In the absence of specific legislation prohibiting gypsy immigration, officials at all levels of the Immigration Service utilized racially nonspecific clauses of immigration policy, particularly the "likely to become a public charge" (LPC) provision. Its original purpose was to prevent the immigration of paupers and others who might become financial burdens on the community. However, the vagueness of the LPC clause and the discretion afforded to the Immigration Service allowed officials to debar immigrants for a variety of reasons not otherwise enunciated in the law. The Immigration Service associated certain behaviors with gypsies and reinterpreted the LPC clause to classify them as excludable. Immigration and law enforcement officials suspected that traditional gypsy occupations – horse trading, metal working, peddling, fortune-telling, among many others – were merely fronts for criminal activity. Gypsies were bound to become public charges in some fashion, be it imprisonment or underemployment.

Methodology and Approach

I consider "The Assumption of Identity" a social and cultural history of the state as much as it is a history of race. I take a nation-state-building approach to signify the agency involved in a nation-state's construction. The nation-state's unit of inclusion – the citizen – is embedded with national expectations and societal values. Immigrants crossing into the US navigate the legal, social, cultural, racial, and economic contours of the nation. While citizenship connotes the possibility of inclusion, it also suggests the prospect of exclusion. If we continue with the well-worn trope of the "melting pot," recognizing the exclusivity of citizenship emphasizes the act of selecting ingredients to go into the pot. Immigration officers chose immigrants that were compatible with the nation and met the needs of the state.

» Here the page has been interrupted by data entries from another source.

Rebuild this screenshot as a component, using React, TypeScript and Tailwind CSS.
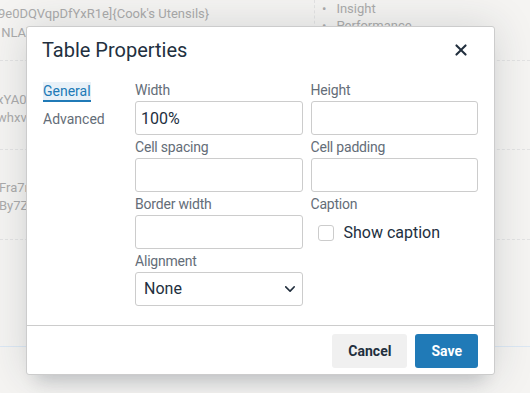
import React from 'react';

const labelCls = "block text-[14px] leading-[18px] pt-[3px] mb-[2px] tracking-[-0.2px] text-[#646d78]";
const inputCls = "block w-full h-[34px] rounded-[3px] border border-[#cccccc] bg-white px-[5px] text-[16px] text-[#222f3e] outline-none";

const Field = ({ label, value = '' }: { label: string; value?: string }) => (
  <div>
    <label className={labelCls}>{label}</label>
    <input className={inputCls} defaultValue={value} />
  </div>
);

const App = () => {
  return (
    <div className="relative w-[530px] h-[393px] overflow-hidden bg-[#f5f4f2] font-['Roboto',sans-serif] text-[13px] text-[#ababab]">
      {/* page behind the dialog */}
      <div className="flex flex-col">
        <div className="flex h-[61px] border-b border-dashed border-[#e3e3e3]">
          <div className="w-[316px] -ml-[2px] pt-[4px] leading-[19px] whitespace-nowrap overflow-hidden">
            <div>9e0DQVqpDfYxR1e]{"{Cook's Utensils}"}</div>
            <div>&nbsp;NLAk2pQ</div>
          </div>
          <div className="flex-1 border-l border-dashed border-[#e3e3e3] leading-[17px]">
            <ul className="pl-[7px]">
              <li className="flex gap-[10px]"><span>•</span><span>Insight</span></li>
              <li className="flex gap-[10px]"><span>•</span><span>Performance</span></li>
            </ul>
          </div>
        </div>
        <div className="flex h-[89px] border-b border-dashed border-[#e3e3e3]">
          <div className="w-[316px] -ml-[3px] pt-[30px] leading-[18px] whitespace-nowrap overflow-hidden">
            <div>xYA0rTq</div>
            <div>whxvLm</div>
          </div>
          <div className="flex-1 border-l border-dashed border-[#e3e3e3]" />
        </div>
        <div className="flex h-[90px] border-b border-dashed border-[#e3e3e3]">
          <div className="w-[316px] -ml-[1px] pt-[29px] leading-[18px] whitespace-nowrap overflow-hidden">
            <div>Fra7rWc</div>
            <div>By7ZpQ</div>
          </div>
          <div className="flex-1 border-l border-dashed border-[#e3e3e3]" />
        </div>
        <div className="flex h-[107px] border-b border-[#dce8f4]">
          <div className="w-[316px]" />
          <div className="flex-1 border-l border-dashed border-[#e3e3e3]" />
        </div>
      </div>

      {/* modal overlay */}
      <div className="absolute inset-0 pl-[26px] pt-[26px]">
        <div className="flex flex-col w-[469px] h-[349px] rounded-[3px] border border-[#cccccc] bg-white shadow-[0_16px_16px_-10px_rgba(34,47,62,0.18),0_0_40px_1px_rgba(34,47,62,0.15)]">
          <div className="flex items-center justify-between pl-[15px] pr-4 pt-[6px]">
            <h1 className="text-[20px] leading-[26px] text-[#222f3e]">Table Properties</h1>
            <button className="flex h-[34px] w-[34px] items-center justify-center text-[#222f3e]">
              <svg width="24" height="24" viewBox="0 0 24 24" fill="currentColor">
                <path d="M17.3 8.2L13.4 12l3.9 3.8a1 1 0 01-1.5 1.5L12 13.4l-3.8 3.9a1 1 0 01-1.5-1.5l3.9-3.8-3.9-3.8a1 1 0 011.5-1.5l3.8 3.9 3.8-3.9a1 1 0 011.5 1.5z" />
              </svg>
            </button>
          </div>

          <div className="flex flex-1 pl-4 pr-4 pt-[11px]">
            <nav className="w-[92px] shrink-0 pt-[4px] flex flex-col items-start text-[14px] leading-[18px]">
              <span className="border-b-2 border-[#207ab7] bg-[#207ab7]/10 text-[#207ab7]">General</span>
              <span className="mt-[8px] border-b-2 border-transparent text-[#646d78]">Advanced</span>
            </nav>
            <div className="grid w-[344px] grid-cols-2 gap-x-2 content-start">
              <Field label="Width" value="100%" />
              <Field label="Height" />
              <Field label="Cell spacing" />
              <Field label="Cell padding" />
              <Field label="Border width" />
              <div>
                <label className={labelCls}>Caption</label>
                <div className="flex h-[34px] items-center gap-[10px] pl-[7px] pt-[2px]">
                  <span className="h-4 w-4 rounded-[3px] border border-[#cccccc] bg-white" />
                  <span className="text-[16px] text-[#222f3e]">Show caption</span>
                </div>
              </div>
              <div>
                <label className={labelCls}>Alignment</label>
                <div className="relative">
                  <div className="flex h-[34px] items-center rounded-[3px] border border-[#cccccc] bg-white pl-[8px] text-[16px] text-[#222f3e]">None</div>
                  <svg className="absolute right-[8px] top-[12px] text-[#222f3e]" width="10" height="10" viewBox="0 0 10 10" fill="currentColor">
                    <path d="M8.7 2.2c.3-.3.8-.3 1 0 .4.4.4.9 0 1.2L5.7 7.8c-.3.3-.9.3-1.2 0L.2 3.4a.8.8 0 010-1.2c.3-.3.8-.3 1.1 0L5 6l3.7-3.8z" />
                  </svg>
                </div>
              </div>
            </div>
          </div>

          <div className="flex justify-end gap-2 border-t border-[#cccccc] px-4 pt-2 pb-[6px]">
            <button className="h-[34px] rounded-[3px] bg-[#f0f0f0] px-4 text-[14px] font-bold text-[#222f3e]">Cancel</button>
            <button className="h-[34px] rounded-[3px] bg-[#207ab7] px-4 text-[14px] font-bold text-white">Save</button>
          </div>
        </div>
      </div>
    </div>
  );
};

export default App;
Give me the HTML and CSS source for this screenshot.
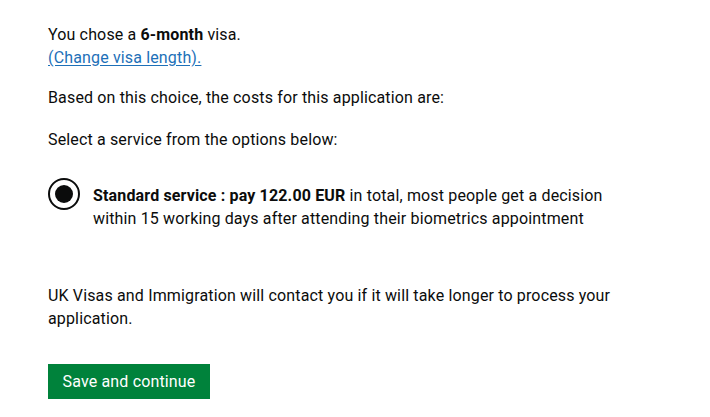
FILE: index.html
```html
<!DOCTYPE html>
<html lang="en">
<head>
<meta charset="utf-8">
<title>Visa service</title>
<link rel="stylesheet" href="styles.css">
</head>
<body>
<main class="page">
  <p class="body intro">You chose a <strong>6-month</strong> visa.<br><a class="link" href="#">(Change visa length).</a></p>
  <p class="body costs">Based on this choice, the costs for this application are:</p>
  <p class="body select">Select a service from the options below:</p>
  <div class="radio">
    <span class="radio-input"><span class="radio-dot"></span></span>
    <label class="radio-label"><strong>Standard service : pay 122.00 EUR</strong> in total, most people get a decision within 15 working days after attending their biometrics appointment</label>
  </div>
  <p class="body contact">UK Visas and Immigration will contact you if it will take longer to process your application.</p>
  <button class="button" type="button">Save and continue</button>
</main>
</body>
</html>
```

FILE: styles.css
```css
html, body {
  margin: 0;
  padding: 0;
  background: #ffffff;
}
body {
  font-family: Roboto, "Liberation Sans", Arial, sans-serif;
  color: #0b0c0c;
  font-size: 16px;
  line-height: 23px;
  letter-spacing: 0.15px;
}
.page {
  padding: 23px 0 0 48px;
  width: 580px;
}
.body {
  margin: 0;
}
.body strong,
.radio-label strong {
  font-weight: 700;
}
.link {
  color: #1d70b8;
  text-decoration: underline;
  text-underline-offset: 2px;
}
.costs {
  margin-top: 17px;
}
.select {
  margin-top: 19px;
}
.radio {
  margin-top: 33px;
  display: flex;
  align-items: flex-start;
  gap: 13px;
}
.radio-input {
  flex: none;
  width: 32px;
  height: 32px;
  box-sizing: border-box;
  border: 2px solid #0b0c0c;
  border-radius: 50%;
  display: flex;
  align-items: center;
  justify-content: center;
  margin-top: -6px;
}
.radio-dot {
  width: 18px;
  height: 18px;
  border-radius: 50%;
  background: #0b0c0c;
}
.radio-label {
  width: 535px;
}
.contact {
  margin-top: 54px;
}
.button {
  margin-top: 34px;
  display: block;
  font-family: inherit;
  font-size: 16px;
  line-height: 19px;
  letter-spacing: 0.15px;
  white-space: nowrap;
  color: #ffffff;
  background: #00823b;
  border: 0;
  border-radius: 0;
  box-shadow: 0 2px 0 #003618;
  padding: 8px 0;
  height: 35px;
  width: 162px;
  text-align: center;
  cursor: pointer;
}
```
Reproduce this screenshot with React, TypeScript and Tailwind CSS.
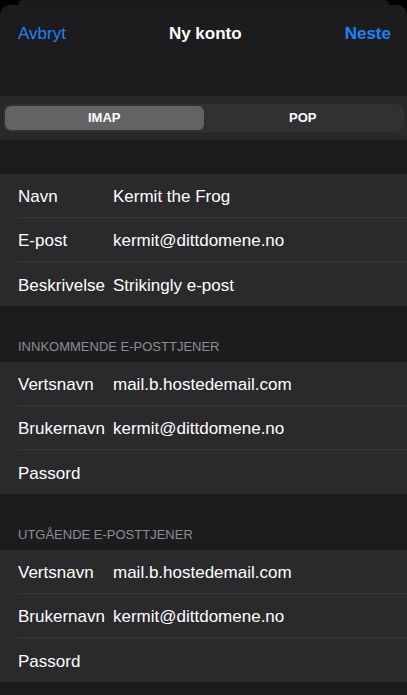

My "on the ground" approach enables "The Assumption of Identity" to provide unique insights into the evolution of the administrative state, the attempted formation of a national identity, and modern industrialism's impact on social relations. I focus on the actions of low-level bureaucrats, immigration inspectors, and the writings of amateur scholars. Rather than a "from the bottom up-top down" dynamic, I place these actors at the juncture of the two. Immigration officers had to negotiate federal policy, public expectations, and their own prejudices in a way that kept the immigration system from breaking down. While their actions might have percolated upward into the halls of policymaking, I am mostly concerned with how they affected and shaped the everyday American experience.